Megan Garmers of The Bridal Masterclass gives us a look at what can be done to diversify your social media feeds and help move towards a more inclusive future.
The wedding industry is one of the oldest industries around. Before automobiles, electricity, and even cell phones, there were weddings. The industry has been greatly controlled by the powers of media, fashion, and wealth – all of which have been dominated by a white, hetero narrative. For many years, white people were not legally able to marry black people and until very recently, homosexual couples were not legally able to get married either. The laws, the culture and the forces in power have very much shaped the narrative of all industries, and the wedding industry is not excluded.
We are all in a bit of a new “awakening” period when it comes to intentional diversity and inclusivity, anti-racism, and using our influence and voice to impact change for the world we seek. But what is so different about it now? And why does it have to change what and how we post on social media?
The most important part about sales and advertising is make sure your ideal client sees him or herself in your ads. This doesn’t just mean the dress silhouette or flowers they see in a boho wedding you feature on your social media. This is about the couples you choose to feature, the models wearing the gowns and the customers who patronize your retail store.
Gen Z and Millennials gravitate towards brands that seem to read their minds and get who they are/what is important to them. Right now, more than ever, racial equity and diversifying your feed on social media is important if you want to appeal to this generation getting married.
While it is estimated that about 1 in 10 couples in the UK are interracial couples, that number is rising every year. In fact, Prince Harry and Meghan’s marriage brought interracial couples and deep-seeded racism front and center in the UK. When it comes to Gen Z and Millennials, the main marrying age group now and in the near future, 4 out of 5 show support of the Black Lives Matter movement, would attend peaceful protests and want brands to use their platform and voice to bring about change.
Gen Z and Millennials want to know who they are purchasing from and feel like those businesses align with a larger purpose that they themselves support. This might be environmental issues, specific gown design and in the new normal now, they want to know that you see, support and celebrate love of all people. This includes gay weddings (perhaps showing images of two brides getting married) as well as BAME (Black, Asian & Minority Ethnic) couples. These marginalized and underrepresented groups are their friends, their family and their partners and Gen Z and Millennials want to support businesses who support those they love.

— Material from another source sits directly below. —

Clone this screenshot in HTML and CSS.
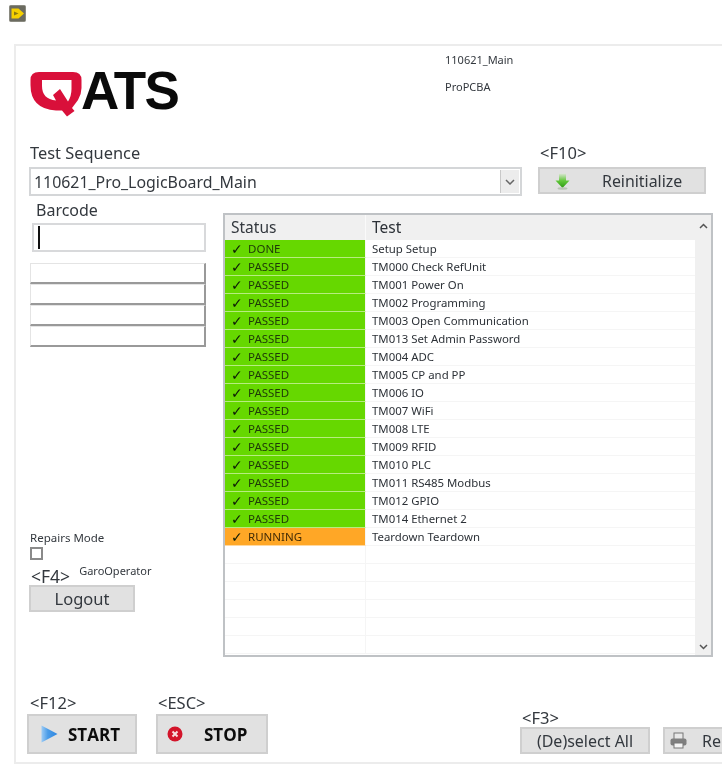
FILE: index.html
```html
<!DOCTYPE html>
<html lang="en">
<head>
<meta charset="utf-8">
<title>QATS</title>
<link rel="stylesheet" href="styles.css">
</head>
<body>
<div class="titlebar">
  <svg class="app-icon" width="17" height="17" viewBox="0 0 17 17"><rect x="0.5" y="0.5" width="16" height="16" rx="1" fill="#6b6b60" stroke="#8a8a80"/><path d="M2.5 3.5H9.5L15 8.5L9.5 13.5H2.5Z" fill="#f5d000"/><path d="M5 6.5L9.5 8.5L5 10.5Z" fill="#8a7a10"/></svg>
</div>
<main class="frame">
  <header class="head">
    <div class="logo">
      <svg class="logo-q" width="52" height="46" viewBox="30 72 52 46"><path fill-rule="evenodd" fill="#d9103a" d="M39 72H73Q81.500 72 81.500 80V88Q81.500 94 78 100L72 108L74.500 111L67 116.500L62 110.500H56Q30.500 109 30.500 85V80Q30.500 72 39 72ZM42 80V86Q42 99 56 100.500L53 95L60 89L68 101.500Q71.500 96 71.500 89V80Z"/></svg>
      <span class="logo-ats">ATS</span>
    </div>
    <div class="meta">
      <div class="meta-line">110621_Main</div>
      <div class="meta-line">ProPCBA</div>
    </div>
  </header>

  <section class="sequence">
    <div class="seq-main">
      <div class="label label-seq">Test Sequence</div>
      <div class="select">
        <span class="select-text">110621_Pro_LogicBoard_Main</span>
        <span class="select-arrow"><svg width="10" height="6" viewBox="0 0 10 6"><path d="M1 1L5 5L9 1" fill="none" stroke="#666" stroke-width="1.500"/></svg></span>
      </div>
    </div>
    <div class="seq-side">
      <div class="label key-f10">&lt;F10&gt;</div>
      <button class="btn btn-reinit" type="button">
        <svg width="15" height="17" viewBox="0 0 15 17"><defs><linearGradient id="arrowFill" x1="0" y1="0" x2="0" y2="1"><stop offset="0" stop-color="#dce6d6"/><stop offset="0.5" stop-color="#62c83a"/><stop offset="1" stop-color="#2c9a12"/></linearGradient></defs><path d="M4 0.500H11V7.500H14.500L7.500 15L0.500 7.500H4Z" fill="url(#arrowFill)"/><ellipse cx="7.500" cy="15.500" rx="5" ry="1.200" fill="#b9c4b4"/></svg>
        <span>Reinitialize</span>
      </button>
    </div>
  </section>

  <section class="content">
    <aside class="side">
      <div class="label barcode-label">Barcode</div>
      <div class="barcode"><span class="caret"></span></div>
      <div class="stack">
        <div class="stack-box"></div>
        <div class="stack-box"></div>
        <div class="stack-box"></div>
        <div class="stack-box"></div>
      </div>
      <div class="side-lower">
        <div class="small-label">Repairs Mode</div>
        <div class="checkbox"></div>
        <div class="login-row">
          <span class="label key-f4">&lt;F4&gt;</span>
          <span class="operator">GaroOperator</span>
        </div>
        <button class="btn btn-logout" type="button">Logout</button>
      </div>
    </aside>

    <div class="table">
      <div class="table-main">
        <div class="row row-head"><div class="cell-status">Status</div><div class="cell-test">Test</div></div>
        <div class="row"><div class="cell-status ok"><i>✓</i>DONE</div><div class="cell-test">Setup Setup</div></div>
        <div class="row"><div class="cell-status ok"><i>✓</i>PASSED</div><div class="cell-test">TM000 Check RefUnit</div></div>
        <div class="row"><div class="cell-status ok"><i>✓</i>PASSED</div><div class="cell-test">TM001 Power On</div></div>
        <div class="row"><div class="cell-status ok"><i>✓</i>PASSED</div><div class="cell-test">TM002 Programming</div></div>
        <div class="row"><div class="cell-status ok"><i>✓</i>PASSED</div><div class="cell-test">TM003 Open Communication</div></div>
        <div class="row"><div class="cell-status ok"><i>✓</i>PASSED</div><div class="cell-test">TM013 Set Admin Password</div></div>
        <div class="row"><div class="cell-status ok"><i>✓</i>PASSED</div><div class="cell-test">TM004 ADC</div></div>
        <div class="row"><div class="cell-status ok"><i>✓</i>PASSED</div><div class="cell-test">TM005 CP and PP</div></div>
        <div class="row"><div class="cell-status ok"><i>✓</i>PASSED</div><div class="cell-test">TM006 IO</div></div>
        <div class="row"><div class="cell-status ok"><i>✓</i>PASSED</div><div class="cell-test">TM007 WiFi</div></div>
        <div class="row"><div class="cell-status ok"><i>✓</i>PASSED</div><div class="cell-test">TM008 LTE</div></div>
        <div class="row"><div class="cell-status ok"><i>✓</i>PASSED</div><div class="cell-test">TM009 RFID</div></div>
        <div class="row"><div class="cell-status ok"><i>✓</i>PASSED</div><div class="cell-test">TM010 PLC</div></div>
        <div class="row"><div class="cell-status ok"><i>✓</i>PASSED</div><div class="cell-test">TM011 RS485 Modbus</div></div>
        <div class="row"><div class="cell-status ok"><i>✓</i>PASSED</div><div class="cell-test">TM012 GPIO</div></div>
        <div class="row"><div class="cell-status ok"><i>✓</i>PASSED</div><div class="cell-test">TM014 Ethernet 2</div></div>
        <div class="row"><div class="cell-status run"><i>✓</i>RUNNING</div><div class="cell-test">Teardown Teardown</div></div>
        <div class="row"><div class="cell-status"></div><div class="cell-test"></div></div>
        <div class="row"><div class="cell-status"></div><div class="cell-test"></div></div>
        <div class="row"><div class="cell-status"></div><div class="cell-test"></div></div>
        <div class="row"><div class="cell-status"></div><div class="cell-test"></div></div>
        <div class="row"><div class="cell-status"></div><div class="cell-test"></div></div>
        <div class="row"><div class="cell-status"></div><div class="cell-test"></div></div>
      </div>
      <div class="scrollbar">
        <svg width="9" height="6" viewBox="0 0 9 6"><path d="M1 5L4.500 1.500L8 5" fill="none" stroke="#555" stroke-width="1.500"/></svg>
        <svg width="9" height="6" viewBox="0 0 9 6"><path d="M1 1L4.500 4.500L8 1" fill="none" stroke="#555" stroke-width="1.500"/></svg>
      </div>
    </div>
  </section>

  <footer class="foot">
    <div class="foot-group">
      <div class="label key-small">&lt;F12&gt;</div>
      <button class="btn btn-big btn-start" type="button">
        <svg width="17" height="18" viewBox="0 0 17 18"><defs><linearGradient id="playFill" x1="0" y1="0" x2="1" y2="0"><stop offset="0" stop-color="#9ccbf5"/><stop offset="0.4" stop-color="#4a9ce8"/><stop offset="1" stop-color="#2f86e0"/></linearGradient></defs><path d="M0.500 0.500L16.500 9L0.500 17.500Z" fill="url(#playFill)"/></svg>
        <span>START</span>
      </button>
    </div>
    <div class="foot-group">
      <div class="label key-small key-esc">&lt;ESC&gt;</div>
      <button class="btn btn-big btn-stop" type="button">
        <svg width="16" height="16" viewBox="0 0 16 16"><circle cx="8" cy="8" r="7.500" fill="#d3142a"/><path d="M5.500 5.500L10.500 10.500M10.500 5.500L5.500 10.500" stroke="#f6dede" stroke-width="2"/></svg>
        <span>STOP</span>
      </button>
    </div>
    <div class="foot-group foot-select">
      <div class="label key-small">&lt;F3&gt;</div>
      <button class="btn btn-select" type="button">(De)select All</button>
    </div>
    <button class="btn btn-report" type="button">
      <svg width="17" height="17" viewBox="0 0 17 17"><rect x="4" y="1" width="9" height="7" fill="#e8e8e8" stroke="#777"/><rect x="0.500" y="6.500" width="16" height="7" rx="2" fill="#7f7f7f"/><rect x="4" y="11" width="9" height="5" fill="#f4f4f4" stroke="#777"/></svg>
      <span>Re</span>
    </button>
  </footer>
</main>
</body>
</html>
```

FILE: styles.css
```css
* { box-sizing: border-box; }
html, body { margin: 0; padding: 0; width: 722px; height: 779px; overflow: hidden; background: #fff; }
body { font-family: "Noto Sans", "Open Sans", sans-serif; color: #33383e; filter: blur(0.35px); }

.titlebar { height: 44px; padding: 5px 0 0 9px; }
.app-icon { display: block; }

.frame { margin-left: 14px; width: 760px; height: 720px; border: 2px solid #ececec; border-right: 0; display: flex; flex-direction: column; }

.head { height: 98px; display: flex; }
.logo { display: flex; align-items: flex-start; width: 429px; padding: 26px 0 0 14px; }
.logo-q { display: block; flex: none; }
.logo-ats { font-family: "Liberation Sans", sans-serif; font-weight: 700; font-size: 53px; line-height: 38px; letter-spacing: -1.600px; color: #0a0a0a; margin-left: -1px; }
.meta { padding-top: 5px; font-size: 11px; line-height: 18px; }
.meta-line { margin-bottom: 9px; }

.label { font-size: 16px; line-height: 23px; color: #33383e; }
.label-seq { font-size: 16.400px; line-height: 17px; margin-bottom: 6px; padding-left: 1px; }

.sequence { display: flex; padding-left: 13px; }
.seq-main { width: 493px; }
.select { height: 29px; display: flex; border: 2px solid #d4d6d8; background: #fff; }
.select-text { flex: 1; font-size: 15.900px; line-height: 26px; padding-left: 3px; }
.select-arrow { width: 19px; margin: 1px; background: #ececec; border-left: 1px solid #c8c8c8; display: flex; align-items: center; justify-content: center; }
.seq-side { margin-left: 16px; }
.key-f10 { padding-left: 2px; line-height: 17px; margin-bottom: 6px; font-size: 16.500px; }

.btn { display: flex; align-items: center; margin: 0; padding: 0; background: #e1e1e1; border: 2px solid #cfcfcf; font-family: inherit; color: #33383e; }
.btn-reinit { width: 168px; height: 27px; margin-top: 1px; padding: 1px 0 0 15px; font-size: 15.900px; }
.btn-reinit span { margin-left: 32px; }

.content { display: flex; height: 461px; padding-left: 13px; }
.side { width: 194px; display: flex; flex-direction: column; }
.barcode-label { line-height: 29px; height: 27px; padding-left: 7px; }
.barcode { width: 174px; height: 29px; margin-left: 3px; border: 2px solid #d8d9db; padding: 1px 0 0 4px; background: #fff; }
.caret { display: block; width: 2px; height: 23px; background: #111; }
.stack { width: 176px; margin: 11px 0 0 1px; }
.stack-box { height: 21px; border: 1px solid #e4e4e4; border-right: 2px solid #999; border-bottom: 2px solid #999; }
.side-lower { margin-top: auto; padding-bottom: 45px; }
.small-label { font-size: 11.500px; line-height: 16px; padding-left: 1px; }
.checkbox { width: 13px; height: 13px; margin: 1px 0 1px 1px; border: 2px solid #8a8a8a; }
.login-row { display: flex; align-items: flex-start; height: 24px; padding-left: 2px; }
.key-f4 { font-size: 17.500px; line-height: 24px; margin-top: 3px; }
.operator { font-size: 11px; line-height: 16px; margin: 2px 0 0 9px; }
.btn-logout { width: 106px; height: 27px; justify-content: center; font-size: 16.500px; }

.table { width: 490px; height: 444px; margin-top: 17px; border: 2px solid #bfc2c5; display: flex; }
.table-main { width: 470px; }
.row { display: grid; grid-template-columns: 141px 1fr; height: 18px; }
.cell-status { display: flex; align-items: center; font-size: 11.500px; border-bottom: 1px solid #f5f5f5; border-right: 1px solid #f5f5f5; }
.cell-test { font-size: 11.400px; line-height: 17px; padding-left: 6px; border-bottom: 1px solid #f5f5f5; color: #2c3137; white-space: nowrap; }
.cell-status i { font-style: normal; font-weight: 700; font-family: "DejaVu Sans", sans-serif; font-size: 14px; width: 23px; padding-left: 6px; color: #0c1a06; }
.ok { background: #66d800; border-bottom-color: #b7ec80; color: #1f3a08; }
.run { background: #ffa726; border-bottom-color: #ffd8a0; color: #422b06; }
.row-head { height: 25px; background: #f0f0f0; }
.row-head .cell-status, .row-head .cell-test { font-size: 15.500px; line-height: 25px; border-bottom: 0; }
.row-head .cell-status { padding-left: 6px; border-right: 1px solid #fafafa; }
.scrollbar { flex: 1; background: #f0f0f0; display: flex; flex-direction: column; align-items: center; justify-content: space-between; padding: 8px 0 5px; }

.foot { flex: 1; display: flex; align-items: flex-end; padding: 0 0 8px 11px; }
.foot-group { display: flex; flex-direction: column; }
.key-small { padding-left: 3px; line-height: 20px; font-size: 16.500px; }
.key-esc { padding-left: 2px; }
.btn-big { height: 40px; font-family: "Open Sans", sans-serif; font-weight: 700; font-size: 17px; color: #0c0c0c; }
.btn-start { width: 110px; margin-top: 1px; padding-left: 12px; }
.btn-start span { margin-left: 10px; }
.btn-stop { width: 112px; margin: 1px 0 0 19px; padding-left: 9px; }
.btn-stop span { margin-left: 21px; }
.foot-group:nth-child(2) .key-small { margin-left: 19px; }
.foot-select { margin-left: 252px; }
.foot-select .key-small { line-height: 18px; padding-left: 2px; }
.btn-select { width: 130px; height: 27px; justify-content: center; font-size: 16px; }
.btn-report { width: 120px; height: 27px; margin-left: 13px; padding-left: 5px; font-size: 16px; }
.btn-report span { margin-left: 15px; }
```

This goes beyond a black square or just occasionally posting a black person on your feed. It is about intentionally creating your feed to broadcast your brand message and that message should include diverse couples, skin tones and celebrations.
But how do you start diversifying your feed without messing up your social media feed you’ve work hard to curate thus far? The problem lies within the question. If you think that diversifying your feed means you will “mess it up” because you will include BAME and LGBTQ+ couples, the problem is less with your social media and more with your perspective.
Educating yourself on racism, racial injustice, white privilege, systemic (not systematic – that is different) racism, microagressions, and cultural bias are all great places to start. And it doesn’t have to be just books (though books are fantastic). There are tons of great Instagram accounts to follow with bite-sized pieces of information and history, movies and documentaries, online classes, and non-profits you can donate your time and resources to. We’ve compiled a list on our blog to help put things in one place for you though it is by no means exhaustive – it is just a starting point.
Maya Angelou said, “Do the best you can until you know better. Then when you know better, do better.”
This learning is not just individual but corporate as a society. We need to be ready and willing to hold each other accountable and help each other do better. This includes designers you see only have white models in their look book images. Ask them if they have other images showing a range of skin tones and body sizes. Tell them it is important to you and your business.
Remember that today’s and tomorrow’s couples want to see themselves in the social media feeds of the businesses they choose to purchase from. It is up to you if engaged couples will be able to see themselves in your social media feed.